The Mets had Game 1 in the bag. They had a 4-3 lead with one out in the bottom of the ninth inning when Jeurys Familia gave up a home run to Alex Gordon to tie the game.
David Wright committed a big error in the 14th inning, leading to a run and an extra inning victory for the Royals.
On Saturday night, when the Mets had a chance to tie the series at 2-2, the team blew a 3-1 lead late.
With two on and two out in the eighth inning, Mets’ second baseman Daniel Murphy had a ball roll under his glove for an error. It scored the tying run and enabled the Royals to plate two more for a 5-3 victory and take a commanding 3-1 lead in the series.
Familia, who dominated in the regular season with 43 saves and in the first two rounds of the playoffs, is the first pitcher in the majors with two blown saves in a World Series since the Philadelphia Phillies’ Ryan Madson in 2008.
Think about it. If the Mets held on two both of those games, the Mets were in position to celebrate in Queens.
After all, they had Harvey going in what should have been a close out game.
Harvey showed and did ace-like work through the first eight innings, allowing no runs on four hits.
Then, everything fell apart.
The Mets didn’t do a lot of damage with just two hits – a Curtis Granderson solo homer in the first inning against Royals’ starter Edinson Volquez. The other Mets run was unearned.
To be fair, the Royals came back and took those games every time the Mets left the door open. The same thing was true on Sunday.
That’s what good teams do; capitalize on other team’s mistakes.
The Royals are truly the Comeback Kids.
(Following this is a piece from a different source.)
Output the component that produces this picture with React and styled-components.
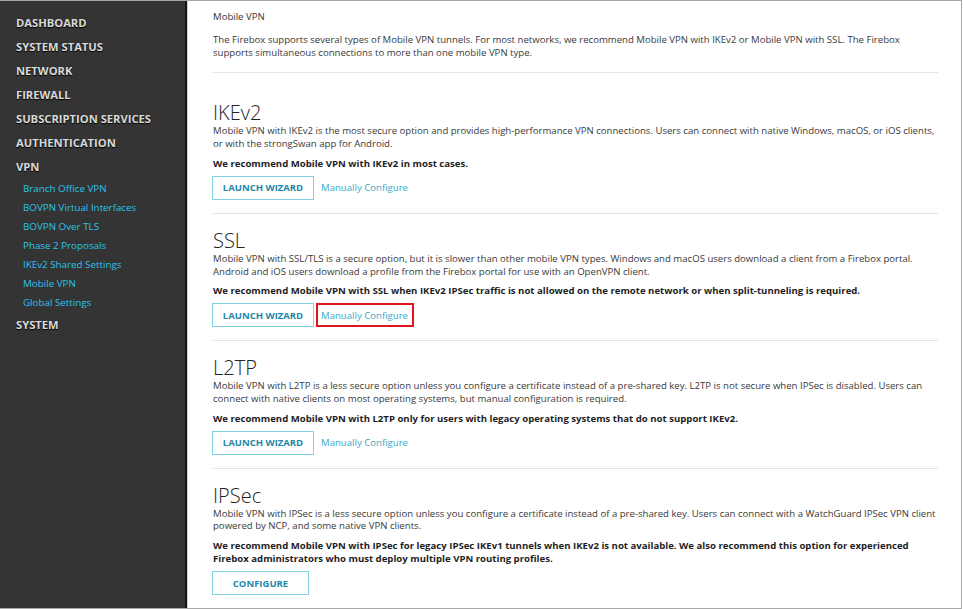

They are the first team to come back from at least two runs seven times in a postseason run, including in the World Series clinching game.
In this comeback, it was Lorenzo Cain who got it started with a leadoff walk against Harvey. Eric Homser followed with a double. He would score to tie the game on the bad throw error by Duda.
“The way it ended last year, with everything that happened, such a magical run, you knew it couldn’t end like that again,” said Hosmer, whose team lost to the San Francisco Giants in seven games in 2014 WS. “You knew that story had to have a way better ending than losing Game 7.”
The Royals won this time. And the Mets lost – thanks to them.